The beer tastes good to my throat, cold and bitter, and the three boys and the beer and the queer freeness of the situation make me feel like laughing forever. So I laugh, and my lipstick leaves a red stain like a bloody crescent moon on the top of the beer can.
But these crisp, sharp images are only a sidelight in her journal, which revolves obsessively around her inner moods and fears. Here is something she wrote in the early 1950’s:
This morning I am at low ebb. I did not sleep well last night, waking, tossing, and dreaming sordid, incoherent little dreams. I awoke, my head heavy, feeling as if I had just emerged from a swim in a pool of warm polluted water. My skin was greasy, my hair stiff, oily, and my hands as if I had touched something slimy and unclean. The thick August air does not help. I sit here lumpishly, an ache at the back of my neck. I feel that even if I washed myself all day in cold clear water, I could not rinse the sticky, untidy film away; nor could I rid my mouth of the furry unpleasant taste of unbrushed teeth.
The things she says about her mother are among the harshest she ever wrote. And yet we know how attached Plath was to her mother. One part of her loved her mother, and yet the other was able to put these words on paper:
So how do I express my hate for my mother? In my deepest emotions I think of her as an enemy: somebody who “killed” my father, my first male ally in the world. She is a murderess of maleness. I lay in my bed when I thought my mind was going blank forever and thought what a luxury it would be to kill her, to strangle her skinny veined throat which could never be big enough to protect me from the world.
And then, a few paragraphs later, she adds:
What to do with her, with the hostility, undying, which I feel for her? I want, as ever, to grab my life from out under her hot itchy hands. My life, my writing, my husband, my unconceived baby. She’s a killer. Watch out. She’s a deadly cobra under that shiny greengold hood.
Some find this anger and hostility hard to take. But without it, the journal would have the kind of sweet, feminine gentility we used to associate with women poets. Sylvia Plath has shattered forever the old, genteel image of the woman poet. The miracle of the poetry repeats itself in the journals. Without this negative charge, her journal would be diminished. It would lack the intensity, the searing truth that burns itself into every page.
When Sylvia Plath ended her life in February 1963, her husband Ted Hughes became her literary executor. He devoted the rest of his life to editing and publishing her poetry, journal, letters, etc. But unfortunately, he destroyed the last notebook of her journal. In a critical essay entitled Sylvia Plath and her Journals, Hughes writes about the two missing notebooks that covered the period from 1959 until her death.

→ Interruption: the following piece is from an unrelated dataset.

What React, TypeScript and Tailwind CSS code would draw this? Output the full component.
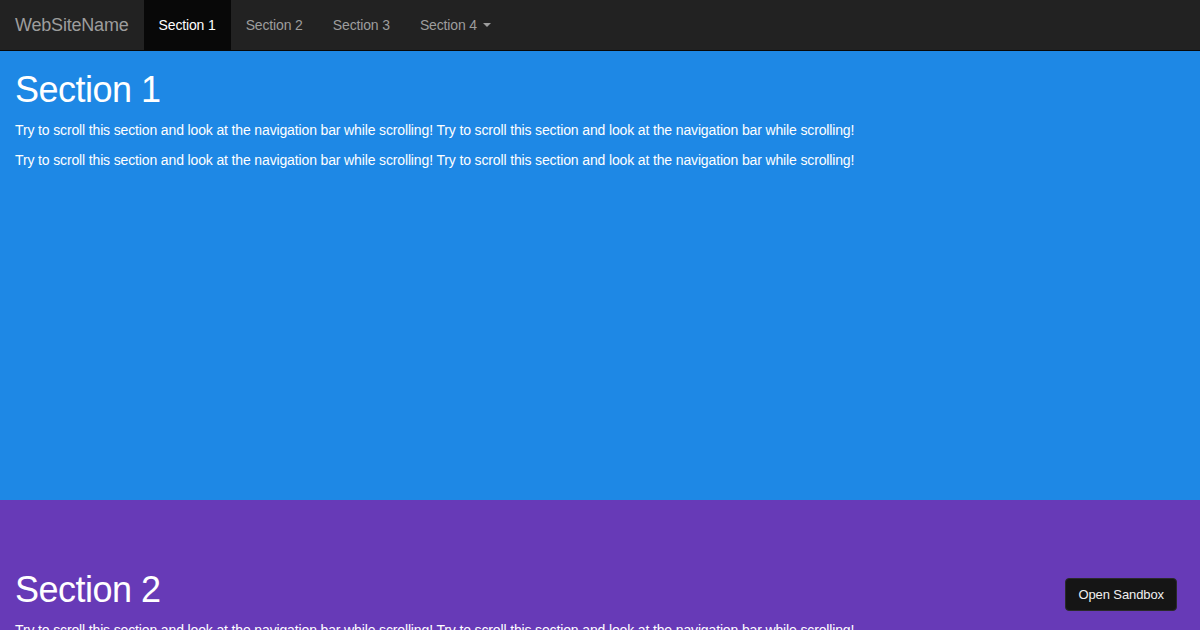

“Two other notebooks survived for a while after her death. They continued from where the surviving record breaks off in late 1959 and covered the last three years of her life. The second of these books her husband destroyed, because he did not want her children to have to read it (in those days he regarded forgetfulness as an essential part of survival). The earlier one disappeared more recently (and may, presumably, still turn up).”
The notebook which Ted Hughes destroyed covered the last seven months of her life. It “contained entries to within three days of Plath’s suicide”. This is a great loss to literature. What wouldn’t we give, we lovers of Sylvia Plath, to read the journal pages she wrote in the last days of her life. I feel that the last notebook would have brought the journal to its natural climax. Though I respect Hughes’ concern to protect his children, I think he has deprived us of a great document. He would never have considered destroying one of her poems, no matter how painful it might be to read. So what made him think he had a right to destroy parts of her journal? Why not grant her journal the same rights, the same inviolability as her poetry?
In her journals, perhaps without intending to, Sylvia Plath has created one of the most convincing portraits of a woman ever put on paper. The best thing I can think of saying about her is this: you could never put her words in a Hallmark Card.
Reference
The Journals of Sylvia Plath, 1950–1962, edited by Karen V. Kukil, Faber & Faber, London, 2000.